It might ordinarily be deemed to be one of its core functions. The Central Bank of Nigeria (CBN) revealed in its third-quarter economic report, that it injected $4.37bn into the foreign exchange market in the quarter as part of efforts to ensure the stability of the naira. But it not only brings to the fore those underlying issues that continue to challenge the capacity of the apex bank to effectively administer monetary policy, it leaves, yet again, the hard question, the forces fuelling the unexplained surge, particularly at a time the economy has remained on a slow cruise.
We do understand that these are difficult times for the economy, not least the apex bank that must at once contend with the dwindling rate of forex accretion in the environment where the demand for forex continues to surge. Unfortunately, if we understand the exigency under which the apex bank is forced to play ‘saviour’, not so its ‘obsession’ with saving the naira.
In the first place, we have said that there is no such thing as magical value of the naira; indeed, the illusion that some phantom market forces will somehow play at a time when supply is not only severely constrained ought to have been long gone. Is it the value being driven by the hordes of speculators on the streets, whose activities the top bank has long admitted does much to undermine the naira? The same parallel market of which some, notably the international monetary agencies, suggest that the CBN take a cue from?

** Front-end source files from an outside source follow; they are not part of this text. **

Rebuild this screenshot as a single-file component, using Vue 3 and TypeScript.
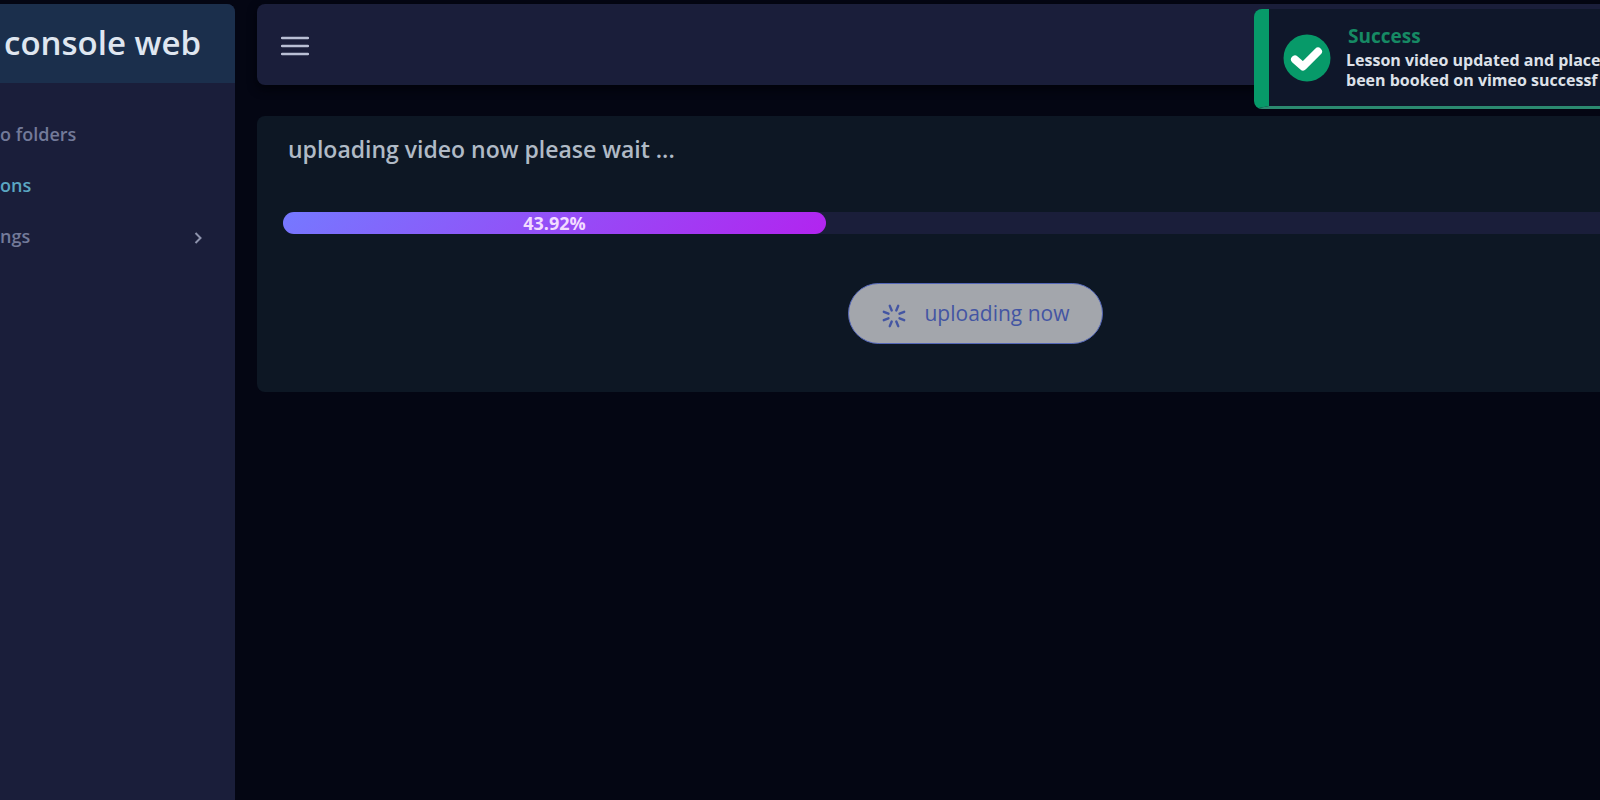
<script setup lang="ts">
import { computed, ref } from 'vue'

interface NavItem {
  label: string
  active?: boolean
  expandable?: boolean
}

const navItems: NavItem[] = [
  { label: 'o folders' },
  { label: 'ons', active: true },
  { label: 'ngs', expandable: true },
]

const progressLabel = ref('43.92%')
const renderedProgress = ref(39.2)
const barStyle = computed(() => ({ width: `${renderedProgress.value}%` }))
const spokes = [22.5, 67.5, 112.5, 157.5, 202.5, 247.5, 292.5, 337.5]
</script>

<template>
  <div class="app">
    <aside class="sidebar">
      <h1 class="brand">console web</h1>
      <nav class="nav">
        <a
          v-for="item in navItems"
          :key="item.label"
          href="#"
          class="nav-link"
          :class="{ active: item.active }"
        >
          <span>{{ item.label }}</span>
          <svg v-if="item.expandable" class="chevron" viewBox="0 0 8 12" aria-hidden="true">
            <path d="M1.5 1 L6.5 6 L1.5 11" />
          </svg>
        </a>
      </nav>
    </aside>

    <main class="content">
      <header class="topbar">
        <button type="button" class="menu" aria-label="Menu">
          <svg viewBox="0 0 28 20" aria-hidden="true">
            <path d="M1 2H27M1 10H27M1 18H27" />
          </svg>
        </button>
      </header>

      <section class="card">
        <h2 class="title">uploading video now please wait ...</h2>
        <div class="track" role="progressbar" aria-label="Upload progress" :aria-valuetext="progressLabel">
          <div class="bar" :style="barStyle">{{ progressLabel }}</div>
        </div>
        <button type="button" class="upload" disabled>
          <svg class="spinner" viewBox="-12 -12 24 24" aria-hidden="true">
            <path v-for="angle in spokes" :key="angle" d="M0 -6V-11" :transform="`rotate(${angle})`" />
          </svg>
          <span>uploading now</span>
        </button>
      </section>
    </main>

    <div class="toast" role="status">
      <svg class="check" viewBox="0 0 48 48" aria-hidden="true">
        <circle cx="24" cy="24" r="23.5" />
        <path d="M12 25.5 L20 32.5 L35 17.5" />
      </svg>
      <div class="toast-text">
        <strong class="toast-title">Success</strong>
        <p class="toast-body">Lesson video updated and place<br />been booked on vimeo successf</p>
      </div>
    </div>
  </div>
</template>

<style>
body {
  margin: 0;
  background: #040613;
}
</style>

<style scoped>
.app {
  position: relative;
  display: flex;
  gap: 22px;
  min-height: 100vh;
  box-sizing: border-box;
  padding-top: 4px;
  overflow: hidden;
  background: #040613;
  font-family: "Open Sans", "Noto Sans", sans-serif;
}

.sidebar {
  flex: 0 0 235px;
  overflow: hidden;
  border-top-right-radius: 8px;
  background: #1a1e3a;
}

.brand {
  margin: 0;
  padding: 0 34px 2px 0;
  background: #1b2f4c;
  color: #dfe6f0;
  font-size: 33px;
  font-weight: 600;
  line-height: 77px;
  text-align: right;
  white-space: nowrap;
}

.nav {
  display: flex;
  flex-direction: column;
  padding-top: 25px;
}

.nav-link {
  display: flex;
  align-items: center;
  justify-content: space-between;
  height: 51px;
  padding-right: 33px;
  color: #737a99;
  font-size: 18px;
  font-weight: 600;
  text-decoration: none;
}

.nav-link.active {
  color: #5ba6c2;
}

.chevron {
  width: 8px;
  height: 12px;
  margin-top: 4px;
  fill: none;
  stroke: #8d93ac;
  stroke-width: 2;
}

.content {
  flex: 1;
  min-width: 0;
  margin-right: -94px;
}

.topbar {
  display: flex;
  align-items: center;
  height: 81px;
  padding-left: 24px;
  border-radius: 8px;
  background: #1a1e3a;
  box-shadow: 0 4px 10px #02030a;
}

.menu {
  display: flex;
  padding: 2px 0 0;
  border: 0;
  background: none;
}

.menu svg {
  width: 28px;
  height: 20px;
  fill: none;
  stroke: #b9bfd4;
  stroke-width: 2.4;
  stroke-linecap: round;
}

.card {
  display: flex;
  flex-direction: column;
  margin-top: 31px;
  padding: 17px 26px 48px;
  border-radius: 8px;
  background: #0d1724;
}

.title {
  margin: 0;
  padding-left: 5px;
  color: #b0bac6;
  font-size: 23px;
  font-weight: 600;
  line-height: 32px;
}

.track {
  height: 22px;
  margin-top: 47px;
  border-radius: 11px;
  background: #1a1e3a;
}

.bar {
  height: 22px;
  border-radius: 11px;
  background: linear-gradient(135deg, #7579ff, #b224ef);
  color: #f2dcff;
  font-size: 18px;
  font-weight: 700;
  line-height: 22px;
  text-align: center;
}

.upload {
  display: flex;
  align-items: center;
  align-self: center;
  gap: 18px;
  height: 61px;
  margin-top: 49px;
  padding: 0 32px 0 33px;
  border: 1px solid #5467b8;
  border-radius: 31px;
  background: #a3a6ac;
  color: #4355a3;
  font-family: inherit;
  font-size: 21px;
}

.upload span {
  padding-bottom: 2px;
}

.spinner {
  width: 24px;
  height: 24px;
  margin-top: 5px;
  fill: none;
  stroke: #4355a3;
  stroke-width: 2.4;
  stroke-linecap: round;
}

.toast {
  position: absolute;
  top: 9px;
  right: 0;
  display: flex;
  align-items: center;
  gap: 15px;
  box-sizing: border-box;
  width: 346px;
  height: 100px;
  padding-left: 14px;
  overflow: hidden;
  border-radius: 8px 0 0 8px;
  border-left: 15px solid #079a69;
  border-bottom: 3px solid #2b8a70;
  background: #0f172a;
}

.check {
  flex: 0 0 48px;
  height: 48px;
  fill: #079a69;
}

.check path {
  fill: none;
  stroke: #fff;
  stroke-width: 8;
  stroke-linecap: round;
  stroke-linejoin: round;
}

.toast-text {
  padding-bottom: 4px;
  white-space: nowrap;
}

.toast-title {
  display: block;
  padding-left: 2px;
  color: #168a64;
  font-size: 19px;
  font-weight: 700;
  line-height: 28px;
}

.toast-body {
  margin: 0;
  color: #dde1e9;
  font-size: 16px;
  font-weight: 700;
  line-height: 20px;
}
</style>
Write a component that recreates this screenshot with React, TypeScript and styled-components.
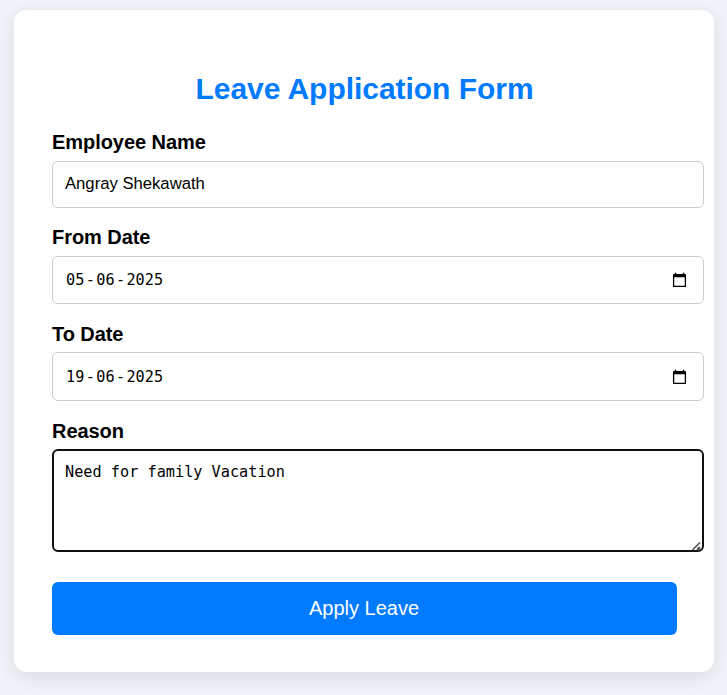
import React from 'react';
import styled, { createGlobalStyle } from 'styled-components';

const GlobalStyle = createGlobalStyle`
  * { box-sizing: border-box; }
  html, body { margin: 0; height: 100%; }
  body {
    background: #f0f4f8;
    color: #000;
    font-family: "Liberation Sans", Arial, sans-serif;
    overflow: hidden;
  }
`;

const Card = styled.form`
  width: 700px;
  height: 662px;
  margin: 10px 0 0 14px;
  padding: 61px 37px 37px 38px;
  border-radius: 13px;
  background: #fff;
  box-shadow: 0 5px 19px rgba(0, 0, 0, 0.1);
  display: flex;
  flex-direction: column;
`;

const Title = styled.h2`
  margin: 0 0 24px;
  font-size: 30px;
  line-height: 36px;
  letter-spacing: -0.04px;
  text-align: center;
  color: #007bff;
`;

const Field = styled.div<{ $height: number; $gap: number }>`
  height: ${(p) => p.$height}px;
  width: 652px;
  margin-bottom: ${(p) => p.$gap}px;
  display: flex;
  flex-direction: column;
  flex-shrink: 0;
`;

const Label = styled.label<{ $drop?: number }>`
  height: 30px;
  flex-shrink: 0;
  padding-top: ${(p) => p.$drop ?? 0}px;
  font-size: 20px;
  line-height: 23px;
  letter-spacing: -0.06px;
  font-weight: bold;
`;

const controlFrame = `
  flex: 1;
  width: 100%;
  border: 1px solid #ccc;
  border-radius: 6px;
  background: #fff;
  color: #000;
`;

const TextInput = styled.input`
  ${controlFrame}
  min-height: 0;
  padding: 0 12px 2px;
  outline: none;
  font: 16.67px "Liberation Sans", Arial, sans-serif;
`;

const DateBox = styled.div`
  ${controlFrame}
  display: flex;
  align-items: center;
  justify-content: space-between;
  padding: 0 16px 0 13px;
  font: 15.2px "DejaVu Sans Mono", monospace;
`;

const DateParts = styled.div`
  display: flex;
  gap: 1.4px;
`;

const ReasonBox = styled.textarea`
  ${controlFrame}
  border: 2px solid #101010;
  padding: 12px 11px 10px;
  outline: none;
  resize: none;
  font: 15.2px/19px "DejaVu Sans Mono", monospace;
  letter-spacing: 0.02px;
`;

const ReasonWrap = styled.div`
  position: relative;
  flex: 1;
  display: flex;
`;

const Grip = styled.svg`
  position: absolute;
  right: 2px;
  bottom: 1px;
`;

const SubmitButton = styled.button`
  height: 53px;
  flex-shrink: 0;
  border: 0;
  border-radius: 6px;
  background: #007bff;
  color: #fff;
  font: 20px "Liberation Sans", Arial, sans-serif;
  padding: 0 1px 1px 0;
`;

const CalendarIcon = () => (
  <svg width="15" height="16" viewBox="0 0 15 16">
    <path d="M2.7 0.7h1.5v2H2.7zM10.8 0.7h1.5v2h-1.5z" fill="#000" />
    <path d="M1 3a1 1 0 0 1 1-1h11a1 1 0 0 1 1 1v2.3H1z" fill="#000" />
    <path d="M1.6 4v10.4h11.8V4" fill="none" stroke="#000" strokeWidth="1.3" strokeLinejoin="round" />
  </svg>
);

const DateField = ({ value }: { value: string }) => {
  const [day, month, year] = value.split('-');
  return (
    <DateBox>
      <DateParts>
        <span>{day}</span><span>-</span><span>{month}</span><span>-</span><span>{year}</span>
      </DateParts>
      <CalendarIcon />
    </DateBox>
  );
};

export default function App() {
  return (
    <>
      <GlobalStyle />
      <Card>
        <Title>Leave Application Form</Title>
        <Field $height={77} $gap={18}>
          <Label>Employee Name</Label>
          <TextInput defaultValue="Angray Shekawath" />
        </Field>
        <Field $height={78} $gap={18}>
          <Label>From Date</Label>
          <DateField value="05-06-2025" />
        </Field>
        <Field $height={79} $gap={18}>
          <Label $drop={1}>To Date</Label>
          <DateField value="19-06-2025" />
        </Field>
        <Field $height={133} $gap={30}>
          <Label $drop={1}>Reason</Label>
          <ReasonWrap>
            <ReasonBox defaultValue="Need for family Vacation" spellCheck={false} />
            <Grip width="11" height="10" viewBox="0 0 11 10">
              <path d="M1.5 9 9 1.5M6 9 9 6.2" stroke="#555" strokeWidth="1.6" fill="none" />
              <circle cx="7.8" cy="7.6" r="1.3" stroke="#555" strokeWidth="1" fill="none" />
            </Grip>
          </ReasonWrap>
        </Field>
        <SubmitButton type="button">Apply Leave</SubmitButton>
      </Card>
    </>
  );
}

Moreover, in a country where those with clout have no compunction about fuelling the instability in the forex market for private gains, we have long stated that some of the controls put in place by the apex bank are not only necessary but inevitable. In fact, the CBN has very little choice; the alternative would be a run on the reserves by speculators disguised as investors.
Of course, it goes without saying that the country is in dire emergency, so the measures should reflect that. From the pre-COVID-19 level of $36.38 billion in February 2020, the foreign reserves has suffered a mixed fortune – plunging into its lowest depth of $33.44 billion in April before peaking at $36.4 billion in May. Ever since, it has maintained a steady course of decline standing at $35.360 billion in December. Given that oil prices are yet to fully recover, and demand, which has remained sluggish seems unlikely to pick up appreciably in the near future, any suggestion of the CBN letting off the hold would be unrealistic.
Which is why the idea of ‘defending’ the naira would appear to come to no issue; if anything, the apex bank should be more concerned with forex prioritisation – ensuring that the critical sectors get just enough forex to get going and to ensure that the economy continues to operate on even keel. We have earlier called for a framework under which those in the aforementioned categories are availed their forex needs. It seems the best option to pursue in the circumstance.
The irony of course is that the Federal Government hasn’t shown enough commitment to ‘defending’ its own remit – the real sector. Had the government done as much as the CBN to defend its turf, we would probably be talking of substantive changes in the operating environment. Most certainly, we wouldn’t be dealing with a situation in which it would be cheaper to ship goods from China to Lagos than to move the cargo from the ports to warehouses within the state.